A summary of editorials from leading Japanese newspapers (August 19, 2014)
post date : 2014.08.19
A summary of editorials from leading Japanese newspapers, posted biweekly.
Japanese Foreign Minister Fumio Kishida attended a series of Association of Southeast Asian Nations meetings on Aug. 9-10 held in Myanmar, including bilateral meetings with his Chinese and South Korean counterparts held on the sidelines of the international conferences. Five major national dailies wrote about the meetings in their editorials on Aug. 12 with The Asahi Shimbun, The Mainichi Shimbun and The Sankei Shimbun focusing on Japan-China diplomatic relations and The Yomiuri Shimbun and The Nihon Keizai Shimbun (Nikkei) highlighting China’s attempts to expand its maritime reach in the South China Sea.
The Mainichi, The Asahi and The Sankei welcomed the fact that Kishida did meet Chinese Foreign Minister Wang Yi in the first foreign ministerial talks between the two nations in nearly two years.
“We welcome this positive development, which has come on the heels of a meeting in July between Former Japanese Prime Minister Yasuo Fukuda and Chinese President Xi Jinping,” The Mainichi wrote.
The three newspapers, as well as The Nikkei, expressed hopes that the meeting would pave the way for the first summit meeting between Japanese Prime Minister Shinzo Abe and Xi when China hosts the Asia-Pacific Economic Cooperation forum in Beijing in November.
However, hurdles for such a meeting remain, they acknowledged.
“Tokyo, Beijing and Seoul should ensure that nothing will take place” on World War II related anniversaries that “could dampen the budding diplomatic momentum for improving the bilateral ties,” The Asahi said. “Abe and other Japanese political leaders should refrain from visiting Yasukuni Shrine. China, for its part, should stop using Japan’s past acts as tools for its international propaganda campaign.”
The Sankei urged China to drop its two conditions for holding a bilateral summit meeting: Abe’s pledge not to visit Yasukuni Shrine and Japan’s acknowledgement of the existence of a territorial dispute over the Senkaku Islands. “China should change its unbending attitude.

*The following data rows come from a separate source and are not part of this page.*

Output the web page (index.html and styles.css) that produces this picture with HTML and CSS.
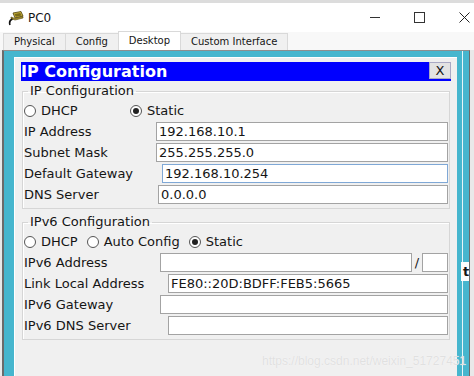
FILE: index.html
```html
<!DOCTYPE html>
<html lang="en">
<head>
  <meta charset="UTF-8">
  <title>PC0</title>
  <link rel="stylesheet" href="styles.css">
</head>
<body>

<!-- window title -->
<div class="top-strip"></div>
<div class="titlebar">
  <svg class="app-icon" width="16" height="15" viewBox="0 0 16 15">
    <path d="M5 2 L13 0.5 L15 5 L7 7 Z" fill="#c9b23a" stroke="#4d3f0c" stroke-width="0.8"/>
    <path d="M6.5 3 L12.3 2 L13.5 4.6 L7.8 5.7 Z" fill="#7a6a18"/>
    <path d="M3 6 L7 7.5 L15 5.5 L15 7 L7 9 L3 7.5 Z" fill="#b59e2c" stroke="#4d3f0c" stroke-width="0.6"/>
    <path d="M4.5 8 C2 9 1 11 2 14" stroke="#111" stroke-width="1.6" fill="none"/>
  </svg>
  <span class="win-title">PC0</span>
  <div class="win-controls">
    <span class="ctl-min"></span>
    <span class="ctl-max"></span>
    <svg class="ctl-close" width="11" height="11" viewBox="0 0 11 11">
      <path d="M0.5 0.5 L10.5 10.5 M10.5 0.5 L0.5 10.5" stroke="#222" stroke-width="1"/>
    </svg>
  </div>
</div>

<!-- tabs -->
<div class="tabs">
  <div class="tab">Physical</div>
  <div class="tab">Config</div>
  <div class="tab active">Desktop</div>
  <div class="tab">Custom Interface</div>
</div>

<!-- desktop frame -->
<div class="frame">
  <div class="panel">
    <div class="dlg-head">
      <span class="dlg-title">IP Configuration</span>
      <span class="dlg-close">X</span>
    </div>

    <fieldset class="group">
      <legend>IP Configuration</legend>
      <div class="group-body">
        <div class="opts">
          <label class="opt opt-wide"><span class="radio"></span>DHCP</label>
          <label class="opt"><span class="radio on"></span>Static</label>
        </div>
        <div class="row"><span class="lbl">IP Address</span><input class="fld" value="192.168.10.1"></div>
        <div class="row"><span class="lbl">Subnet Mask</span><input class="fld" value="255.255.255.0"></div>
        <div class="row"><span class="lbl">Default Gateway</span><input class="fld fld-gw focus" value="192.168.10.254"></div>
        <div class="row"><span class="lbl">DNS Server</span><input class="fld fld-dns" value="0.0.0.0"></div>
      </div>
    </fieldset>

    <fieldset class="group group-v6">
      <legend>IPv6 Configuration</legend>
      <div class="group-body">
        <div class="opts">
          <label class="opt"><span class="radio"></span>DHCP</label>
          <label class="opt"><span class="radio"></span>Auto Config</label>
          <label class="opt"><span class="radio on"></span>Static</label>
        </div>
        <div class="row">
          <span class="lbl">IPv6 Address</span>
          <input class="fld fld-short" value="">
          <span class="slash">/</span>
          <input class="fld fld-prefix" value="">
        </div>
        <div class="row"><span class="lbl">Link Local Address</span><input class="fld fld-far" value="FE80::20D:BDFF:FEB5:5665"></div>
        <div class="row"><span class="lbl">IPv6 Gateway</span><input class="fld fld-short" value=""></div>
        <div class="row"><span class="lbl">IPv6 DNS Server</span><input class="fld fld-far" value=""></div>
      </div>
    </fieldset>
  </div>

  <span class="peek">t</span>
  <div class="watermark">https://blog.csdn.net/weixin_51727451</div>
</div>

</body>
</html>
```

FILE: styles.css
```css
body {
  margin: 0;
  height: 376px;
  overflow: hidden;
  display: flex;
  flex-direction: column;
  background: #e9e9e9;
  font-family: "DejaVu Sans", Verdana, sans-serif;
  color: #151515;
}

.top-strip { height: 3px; background: #dcdcdc; }

.titlebar {
  height: 29px;
  display: flex;
  align-items: center;
  padding-left: 8px;
  background: #fff;
}
.app-icon { margin-right: 4px; margin-top: 1px; }
.win-title { font-size: 12px; }
.win-controls {
  margin-left: auto;
  display: flex;
  align-items: center;
  gap: 34px;
  padding-right: 4px;
}
.ctl-min { width: 10px; height: 1px; background: #333; }
.ctl-max { width: 9px; height: 9px; border: 1px solid #333; }

.tabs {
  height: 18px;
  display: flex;
  align-items: flex-end;
  padding-left: 3px;
  background: #f8f8f8;
}
.tab {
  height: 16px;
  line-height: 16px;
  padding: 0 10px;
  font-size: 10px;
  background: #f0f0f0;
  border: 1px solid #d9d9d9;
  border-bottom: none;
  margin-right: -1px;
}
.tab.active { height: 18px; line-height: 17px; background: #fff; position: relative; }

.frame {
  flex: 1;
  position: relative;
  overflow: hidden;
  display: flex;
  margin: 0 4px 0 2px;
  padding: 6px 12px 0 10px;
  border-left: 2px solid #6b6b6b;
  border-top: 1px solid #8e8e8e;
  border-right: 1px solid #6b6b6b;
  background: linear-gradient(to left, #46b6ce 6px, #e8f6f9 6px, #e8f6f9 7px, #46b6ce 7px);
}

.panel {
  flex: 1;
  padding: 4px 6px 0 6px;
  background: #f0f0f0;
  border-left: 1px solid #fff;
  border-top: 1px solid #fff;
}

.dlg-head {
  height: 19px;
  display: flex;
  background: #0000ff;
}
.dlg-title {
  color: #fff;
  font-weight: bold;
  font-size: 16px;
  line-height: 19px;
}
.dlg-close {
  margin-left: auto;
  width: 20px;
  height: 15px;
  line-height: 15px;
  text-align: center;
  font-size: 13px;
  background: #e3e3e3;
  border: 1px solid #a9a9c4;
}

.group {
  margin: 2px 1px 0 1px;
  padding: 0 1px 4px 1px;
  border: 1px solid #d6d6d6;
  box-shadow: inset 1px 1px 0 #fff;
  min-inline-size: 0;
}
.group-v6 { margin-top: 5px; }
.group legend {
  margin-left: 4px;
  padding: 0 2px;
  font-size: 13px;
  line-height: 16px;
}
.group-body {
  display: flex;
  flex-direction: column;
  gap: 2px;
  padding-top: 2px;
}

.opts { height: 19px; display: flex; align-items: center; font-size: 13px; }
.opt { display: flex; align-items: center; margin-right: 9px; }
.opt-wide { width: 106px; margin-right: 0; }
.radio {
  width: 10px;
  height: 10px;
  border: 1px solid #555;
  border-radius: 50%;
  background: #fff;
  margin-right: 5px;
  position: relative;
}
.radio.on::after {
  content: "";
  position: absolute;
  left: 2px; top: 2px;
  width: 6px; height: 6px;
  border-radius: 50%;
  background: #222;
}

.row { height: 19px; display: flex; align-items: center; }
.lbl { width: 132px; flex: none; font-size: 13px; }
.fld {
  flex: 1;
  min-width: 0;
  height: 19px;
  box-sizing: border-box;
  margin: 0;
  padding: 0 2px;
  border: 1px solid #a3a3a3;
  background: #fff;
  font-family: "DejaVu Sans", Verdana, sans-serif;
  font-size: 13px;
  color: #151515;
  outline: none;
}
.fld.focus { border-color: #7fa8d6; }
.fld-gw { margin-left: 6px; }
.fld-dns { margin-left: 2px; }
.fld-short { margin-left: 4px; }
.fld-far { margin-left: 12px; }
.fld-prefix { flex: none; width: 26px; }
.slash { width: 10px; text-align: center; font-size: 13px; }

.peek {
  position: absolute;
  left: 457px; top: 211px;
  width: 12px; height: 19px;
  line-height: 19px;
  padding-left: 2px;
  box-sizing: border-box;
  background: #fdfdfd;
  font-weight: bold;
  font-size: 13px;
}

.watermark {
  position: absolute;
  left: 258px; top: 303px;
  font-family: "Liberation Sans", Arial, sans-serif;
  font-size: 12px;
  white-space: nowrap;
  color: #e0e0e0;
  text-shadow: 0 0 1px #fff;
}
```
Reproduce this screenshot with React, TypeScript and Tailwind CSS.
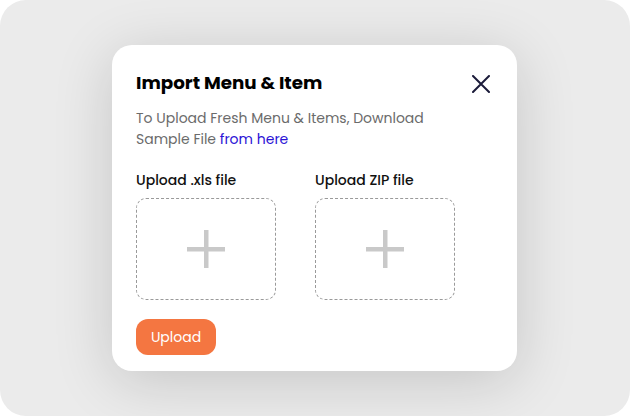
function Dropzone({ label }: { label: string }) {
  return (
    <div className="flex flex-col">
      <span className="text-[14px] leading-[20px] font-medium text-[#111]">{label}</span>
      <div className="mt-[8px] w-[140px] h-[102px] rounded-[10px] border border-dashed border-[#9a9a9a] flex items-center justify-center">
        <svg width="38" height="38" viewBox="0 0 38 38">
          <rect x="17" y="0" width="4.5" height="38" fill="#c9c9c9" />
          <rect x="0" y="17" width="38" height="4.5" fill="#c9c9c9" />
        </svg>
      </div>
    </div>
  );
}

export default function App() {
  return (
    <div className="w-[630px] h-[416px] bg-white">
      <div
        className="w-full h-full rounded-[26px] bg-[#ebebeb] flex items-start justify-center pt-[45px]"
        style={{ fontFamily: '"Poppins", "Noto Sans", sans-serif' }}
      >
        <div className="w-[405px] h-[326px] ml-[-1px] bg-white rounded-[20px] shadow-[0_10px_60px_rgba(0,0,0,0.16)] px-[24px] pt-[25px]">
          <div className="flex items-center justify-between">
            <h2 className="text-[18.3px] leading-[26px] font-bold text-black">Import Menu &amp; Item</h2>
            <button className="mr-[3px] mt-[1px] text-[#1b1b3a]">
              <svg width="18" height="18" viewBox="0 0 18 18" fill="none" stroke="currentColor" strokeWidth="2" strokeLinecap="round">
                <path d="M1 1L17 17M17 1L1 17" />
              </svg>
            </button>
          </div>
          <div className="mt-[12px] text-[14px] leading-[21px] text-[#6b6b6b]">
            <p>To Upload Fresh Menu &amp; Items, Download</p>
            <p>
              Sample File <span className="text-[#2a12d6]">from here</span>
            </p>
          </div>
          <div className="mt-[20px] flex gap-[39px]">
            <Dropzone label="Upload .xls file" />
            <Dropzone label="Upload ZIP file" />
          </div>
          <button className="mt-[19px] w-[80px] h-[36px] rounded-[12px] bg-[#f47641] text-white text-[14px]">
            Upload
          </button>
        </div>
      </div>
    </div>
  );
}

If China thinks these issues constitute problems, the leaders of the two nations should meet for a start and carry out talks candidly, as Prime Minister Abe proposes,” it said.
South China Sea situation
The Yomiuri said tensions in the South China Sea “have been caused by China’s self-righteous actions such as carrying out reclamation work to build facilities and drilling for oil in disputed waters…” “The root cause of the problems was that China has been insisting on territorial rights with no grounds in international law and trying to expand its effective rule with the backing of its military might,” it added.
To prevent China from changing the status quo in the South China Sea, the newspaper called on Japan and the United States to strengthen cooperation with not only ASEAN member nations but also Australia and India.
The Nikkei, meanwhile, pointed out China’s apparent success in driving a wedge between pro- and anti-China camps over a proposal by the United States for the parties to territorial disputes in the South China Sea to freeze provocative actions.
The economic paper then urged Japan, which, for its part, is in confrontation with China over the Senkaku Islands in Okinawa Prefecture, to actively support efforts to stop China’s attempt to expand its reach in the South China Sea.
*English translations of The Yomiuri, The Asahi, and The Mainichi are from The Japan News, The Asia & Japan Watch and The Mainichi, respectively. Those for The Sankei and The Nikkei are provisional. The content of this page was made by the Foreign Press Center/Japan and does not reflect the opinion of the Japanese Government or any other organization.